-5
#include <string.h>
#include <stdio.h>

int main(void)
{
    char str[10] = "testonetwo";
    printf("str [%s]\n", str);
    return (0);
}

I tried printing that string str and expected undefined behaviour but it printf str normally.

  • 5
    Sometimes undefined behavior looks similar to working properly. – Stephen Newell Dec 09 '22 at 12:34
  • 6
    I like the concept of "expecting undefined behaviour" :-). – Jabberwocky Dec 09 '22 at 12:35
  • `char str[10] = "testonetwo";` is **invalid** and won't work in C++. Also see [Why is the phrase: "undefined behavior means the compiler can do anything it wants" true?](https://stackoverflow.com/questions/49032551/why-is-the-phrase-undefined-behavior-means-the-compiler-can-do-anything-it-wan) – Jason Dec 09 '22 at 12:35
  • @StephenNewell but it works properly everytime. – Youness Asserare Dec 09 '22 at 12:42
  • If I had a _wild_ guess at what may cause it to run fairly consistently: Your `char str[10]` is really, in essence, a `char*`. It points to the string literal `"testonetwo"` which _is_ null terminated, and stored in the data/text section of your executable. When `printf` starts to read this string, it may be hitting the literal's null terminator, despite it being outside of the bounds of what `str[10]` suggested. This is undefined behavior still (and more wonk will show up down the line), but overall I would guess that your code would stay consistent with just what you've shown. – Rogue Dec 09 '22 at 12:48
  • 3
    @Rogue: `str` does not point to a string literal. What often happens in practice, in the absence of optimization, is that `str` is created on the stack and initialized with the ten bytes “testonetwo”, and the following byte happens to be a null byte because this is a simple program that has not cluttered the stack with additional data. – Eric Postpischil Dec 09 '22 at 12:53
  • @JasonLiam True, but this question is about C where the initialization is perfectly valid, see https://stackoverflow.com/questions/13490805/why-does-gcc-allow-char-array-initialization-with-string-literal-larger-than-arr – nielsen Dec 09 '22 at 12:54
  • @Rogue You're misunderstanding things. `char str[10]="testonetwo";` is equivalent to `char str[10]={'t','e','s','t','o' ,'n','e','t','w','o'};` -- an on-the-stack (not any section, assuming the declaration is at block scope) array (≠ pointer) without the nul terminator. – Petr Skocik Dec 09 '22 at 12:54
  • 1
    @nielsen: The question was originally tagged with C++ as well as C. – Eric Postpischil Dec 09 '22 at 12:55
  • This is kind of the same thing as blowing up your own car on purpose then ask why one tire landed on your lawn and not in your neighbour's garden.

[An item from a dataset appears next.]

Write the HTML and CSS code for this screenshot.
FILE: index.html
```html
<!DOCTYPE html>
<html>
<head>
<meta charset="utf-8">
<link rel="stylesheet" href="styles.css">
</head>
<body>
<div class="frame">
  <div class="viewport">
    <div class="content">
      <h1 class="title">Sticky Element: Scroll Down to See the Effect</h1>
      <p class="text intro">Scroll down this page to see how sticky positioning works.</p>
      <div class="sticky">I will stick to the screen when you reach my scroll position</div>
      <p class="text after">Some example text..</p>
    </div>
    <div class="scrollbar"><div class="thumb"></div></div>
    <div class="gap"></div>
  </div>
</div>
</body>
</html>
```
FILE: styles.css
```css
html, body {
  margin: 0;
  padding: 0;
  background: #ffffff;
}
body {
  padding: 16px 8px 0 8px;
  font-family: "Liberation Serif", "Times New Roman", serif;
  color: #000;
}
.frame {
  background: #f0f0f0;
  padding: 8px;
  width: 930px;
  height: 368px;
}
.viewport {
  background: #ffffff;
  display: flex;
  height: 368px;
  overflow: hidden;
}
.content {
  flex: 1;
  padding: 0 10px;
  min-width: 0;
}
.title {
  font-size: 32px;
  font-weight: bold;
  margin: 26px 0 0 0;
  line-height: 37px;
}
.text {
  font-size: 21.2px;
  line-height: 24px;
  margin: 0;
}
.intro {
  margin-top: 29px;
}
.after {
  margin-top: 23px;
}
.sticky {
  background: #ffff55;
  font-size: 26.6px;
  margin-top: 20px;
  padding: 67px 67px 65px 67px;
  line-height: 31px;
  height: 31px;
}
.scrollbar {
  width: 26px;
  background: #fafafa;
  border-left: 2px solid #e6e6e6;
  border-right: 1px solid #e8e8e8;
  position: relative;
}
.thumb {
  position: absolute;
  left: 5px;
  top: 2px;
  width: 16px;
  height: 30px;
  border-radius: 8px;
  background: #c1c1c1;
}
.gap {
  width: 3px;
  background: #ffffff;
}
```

First of all, who cares. Then as for why, well... probably there were padding bytes inserted after your 10 byte long array and maybe they had value zero? Or maybe we are writing out of bounds into the stack frame, killing canaries left and right. Who knows. Now what are we to do with that information? Store a secret message there? – Lundin Dec 09 '22 at 13:01
  • @YounessAsserare I'm not angry? Although some thousand beginners before you already created similar "spectacular" programs and insisted on knowing why their programs didn't misbehave when they invoked undefined behavior. [What is undefined behavior and how does it work?](https://software.codidact.com/posts/277486) – Lundin Dec 09 '22 at 13:41
  • @YounessAsserare One of the hardest lessons to learn in programming — many programmers never learn this — is that there is a huge difference between a program that works, versus one that works *for the right reasons*. It is possible for a program to (seem to) work hundreds of times, even though it contains glaring bugs. Thus you can not use "it works" as any kind of proof that "this program is correct". – Steve Summit Dec 09 '22 at 14:10
  • *how does printf know the end of a string when the null terminator is not part of the string?* It turns out this is a meaningless question. In C there is *no such thing* as a "string when the null terminator is not part of the string". All strings contain, by definition, a null terminator. An array of characters without a null terminator is just an array of characters, it is not a string, and therefore `printf` cannot print it reliably. – Steve Summit Dec 09 '22 at 14:14

1 Answers1

2

how does printf know the end of a string when the null terminator is not part of the string?

printf does not know where the array str ends. If the call printf("str [%s]\n", str) is implemented with an actual call to a printf implementation (rather than optimized by the compiler to some other code), then str is converted to a pointer to its first element, and only this pointer is passed to printf. printf then examines memory byte-by-byte. For the first ten bytes, it sees elements of str. Then it access memory outside of str. What happens then is usually one of:

  • There are additional non-null bytes in memory, and printf writes them too, until it finds a null character.
  • There is a null byte in memory immediately after str, and printf prints only the bytes in str.
  • The memory printf tries to access is not mapped, and a segment fault or other exception occurs.

If the compiler did optimize the call into other code, other behaviors may occur. The C standard does not impose any requirements on what may happen.

Eric Postpischil
  • 195,579
  • 13
  • 168
  • 312